Required task: Your task is to retype the lines from the opening of the material through the line that includes "[string, string, string][]". Do not copy the pictures.

Supplied information:
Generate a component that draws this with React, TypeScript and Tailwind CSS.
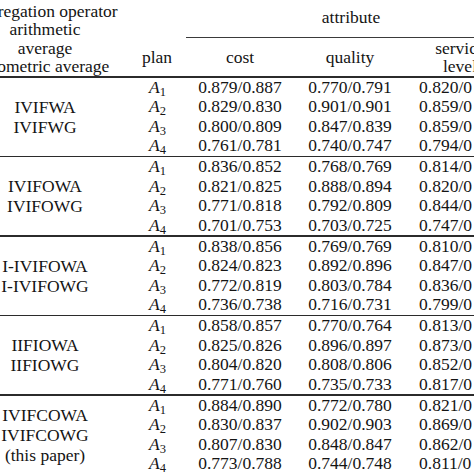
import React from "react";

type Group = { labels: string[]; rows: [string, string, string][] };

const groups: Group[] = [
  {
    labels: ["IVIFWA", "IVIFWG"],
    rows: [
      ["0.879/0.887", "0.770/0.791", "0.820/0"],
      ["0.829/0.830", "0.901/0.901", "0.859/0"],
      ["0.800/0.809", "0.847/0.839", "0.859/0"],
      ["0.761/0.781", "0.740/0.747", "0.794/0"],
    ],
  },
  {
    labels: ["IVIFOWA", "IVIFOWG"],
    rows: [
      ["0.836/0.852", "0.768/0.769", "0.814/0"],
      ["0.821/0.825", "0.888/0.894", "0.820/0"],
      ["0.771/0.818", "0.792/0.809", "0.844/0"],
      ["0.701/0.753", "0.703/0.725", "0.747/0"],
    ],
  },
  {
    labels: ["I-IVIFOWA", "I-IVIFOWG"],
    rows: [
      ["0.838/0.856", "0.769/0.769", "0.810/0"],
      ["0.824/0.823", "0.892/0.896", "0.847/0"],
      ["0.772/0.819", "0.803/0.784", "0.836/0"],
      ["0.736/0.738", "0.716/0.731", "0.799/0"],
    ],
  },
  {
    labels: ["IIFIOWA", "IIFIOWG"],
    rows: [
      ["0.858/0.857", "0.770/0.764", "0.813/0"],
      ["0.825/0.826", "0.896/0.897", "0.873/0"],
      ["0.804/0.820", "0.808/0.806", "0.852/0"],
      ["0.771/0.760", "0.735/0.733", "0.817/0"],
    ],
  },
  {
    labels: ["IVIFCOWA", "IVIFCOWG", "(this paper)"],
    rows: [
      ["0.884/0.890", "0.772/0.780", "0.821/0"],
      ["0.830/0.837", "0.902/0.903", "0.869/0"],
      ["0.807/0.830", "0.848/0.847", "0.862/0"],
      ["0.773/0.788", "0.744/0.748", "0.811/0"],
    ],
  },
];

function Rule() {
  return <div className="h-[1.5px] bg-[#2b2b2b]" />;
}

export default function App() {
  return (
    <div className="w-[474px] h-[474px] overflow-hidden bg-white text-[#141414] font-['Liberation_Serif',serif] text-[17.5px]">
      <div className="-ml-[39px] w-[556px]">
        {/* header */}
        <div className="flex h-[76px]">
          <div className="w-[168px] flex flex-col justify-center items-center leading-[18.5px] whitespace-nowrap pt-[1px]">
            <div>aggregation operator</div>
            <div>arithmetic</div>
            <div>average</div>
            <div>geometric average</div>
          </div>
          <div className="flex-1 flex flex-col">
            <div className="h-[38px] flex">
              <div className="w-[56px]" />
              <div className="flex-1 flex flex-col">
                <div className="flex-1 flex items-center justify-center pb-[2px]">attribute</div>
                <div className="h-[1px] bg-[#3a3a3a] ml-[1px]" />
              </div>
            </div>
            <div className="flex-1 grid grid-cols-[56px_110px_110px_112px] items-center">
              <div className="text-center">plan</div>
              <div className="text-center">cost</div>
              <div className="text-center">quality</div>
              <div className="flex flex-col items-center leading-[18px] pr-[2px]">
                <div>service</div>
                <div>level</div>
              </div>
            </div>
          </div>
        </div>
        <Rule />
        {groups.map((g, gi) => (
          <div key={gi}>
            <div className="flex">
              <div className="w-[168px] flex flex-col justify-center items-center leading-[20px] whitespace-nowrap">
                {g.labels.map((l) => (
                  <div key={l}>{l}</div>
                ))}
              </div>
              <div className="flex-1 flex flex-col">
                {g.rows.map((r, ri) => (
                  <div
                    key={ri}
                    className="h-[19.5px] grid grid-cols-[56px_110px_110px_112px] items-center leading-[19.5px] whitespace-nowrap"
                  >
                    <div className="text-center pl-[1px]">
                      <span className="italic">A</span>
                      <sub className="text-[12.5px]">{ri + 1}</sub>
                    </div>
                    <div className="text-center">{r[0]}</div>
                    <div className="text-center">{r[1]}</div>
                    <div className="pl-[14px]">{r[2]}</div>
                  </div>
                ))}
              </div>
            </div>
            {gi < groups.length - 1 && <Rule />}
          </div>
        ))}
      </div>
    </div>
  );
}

Solution to the exercise:
Generate a component that draws this with React, TypeScript and Tailwind CSS.
import React from "react";

type Group = { labels: string[]; rows: [string, string, string][] };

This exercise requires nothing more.